To the majority of Ukrainians, however, fighters like Hunka were regarded as national heroes.
Hunka, along with hundreds of Ukrainian veterans from the Waffen SS Galicia Division, immigrated to Canada after having spent a few years in Britain. During the postwar years, people like Hunka and Nazi war criminals had an easier time entering Canada than Jewish refugees who had barely survived the Holocaust, according to the late historian Irving Abella.
In 1950, much to the indignation of the Jewish community, the federal government permitted Ukrainians like Hunka to settle in Canada, “notwithstanding their service in the German army.”

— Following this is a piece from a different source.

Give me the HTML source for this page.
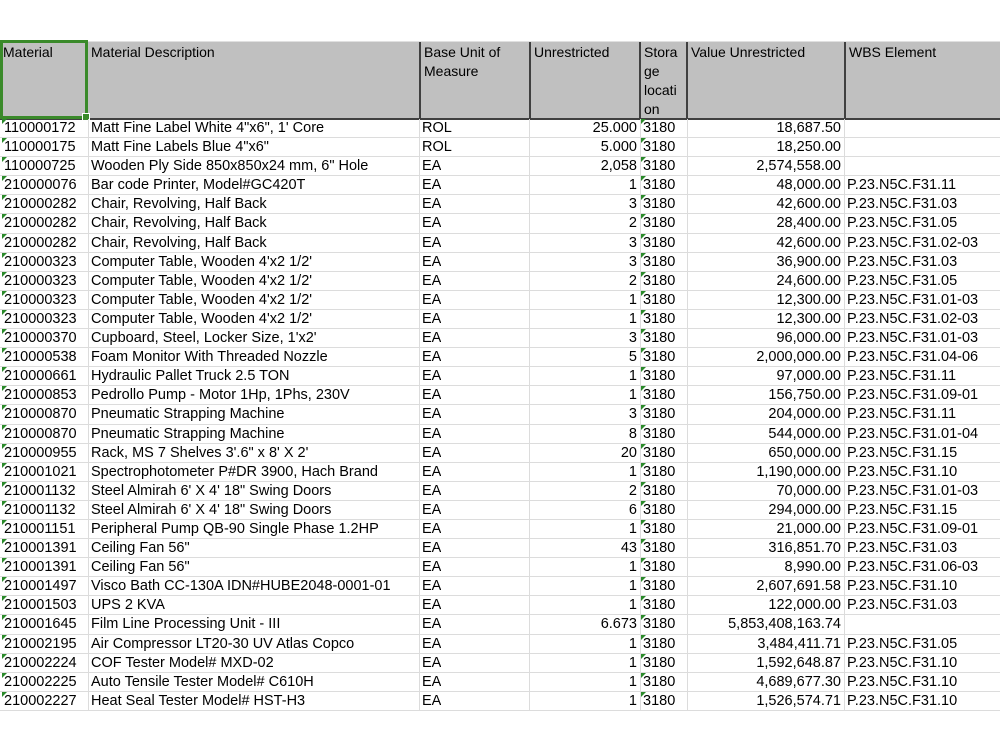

According to Canadian Ukrainian historian John-Paul Himka, some members of the Waffen SS Division committed atrocities. The division accepted into its ranks Ukrainians who had rounded up and executed Ukrainian Jews. And the division published a newspaper peppered with antisemitic articles and commentaries.
In 1986, the federal government appointed a judge from Quebec, Jules Deschenes, to head up a commission to study the issue of Nazi war criminals in Canada. A full and uncensored report was never released, much to the disappointment of Jews in Canada.
The first volume, published in 1987, was redacted. The second one, which identified war criminals, is still classified. A third volume, written by the historian Alti Rodal concerning Canada’s postwar immigration policers, is available but is also redacted.
Jewish advocacy organizations like B’nai Brith have for years urged the federal government to declassify the report, but to no avail.
In the wake of the Hunka affair, which was totally avoidable had Rota done his homework, the Canadian government should waste no time passing legislation to declassify the Deschenes report in its entirety.
Nothing less will be acceptable to most Canadians.
Canada should finally own up to its disgraceful history of tolerating and coddling Nazi collaborators. As B’nai Brith leader Michael Mostyn said, “We have a situation in Canada where we don’t know our own history when it comes to Nazi perpetrators who made their way into this country.”
The Canadian Ukrainian community confronts a reckoning, too. As Himka has pointed out, it has not faced up to the awful truth that some Ukrainians fought for Hitler and committed atrocities.
Regrettably, Jurij Klufas, the president of the Ukrainian National Federation, has defended Hunka. “The fact that he was a soldier does not mean he was Nazi,” he was reported as saying. Klufas also said that the rounds of applause Hunka received in Parliament were warranted because he “fought for his country.”
Perhaps Hunka was not a Nazi per se, but he risked life and limb for the horrendous Nazi cause. And also contrary to Klufas’ argument, Hunka did not fight for his country, though he may have thought so. He fought exclusively for Nazi Germany. This should be crystal clear.
Klufas crudely blames “Russian disinformation” for Hunka’s downfall as a supposed hero, but he misses the point yet again. It was not Russia, but rather a Jewish journalist in the United States and Ivan Katchanovski, a Ukrainian Canadian professor of political science at the University of Ottawa, who exposed Hunka as a Nazi accomplice. Katchanovski, in particular, sent out photographs and translated text that clearly identified Hunka as a member of the Waffen SS Galicia) Division, which was formed in 1943 and whose recruits took an oath of allegiance to Hitler.
The Ukrainian community should stop whitewashing Ukrainians who sided with Nazi Germany. And Ukrainian Canadians should distance themselves from offensive monuments in Edmonton and Oakville that glorify the Waffen SS Galicia Division and Ukrainian nationalists like Roman Shukhevyych, whose military formations have been accused of murdered Poles and Jews alike during the German occupation of Poland and the Soviet Union.
When will Ukrainian Canadians wake up?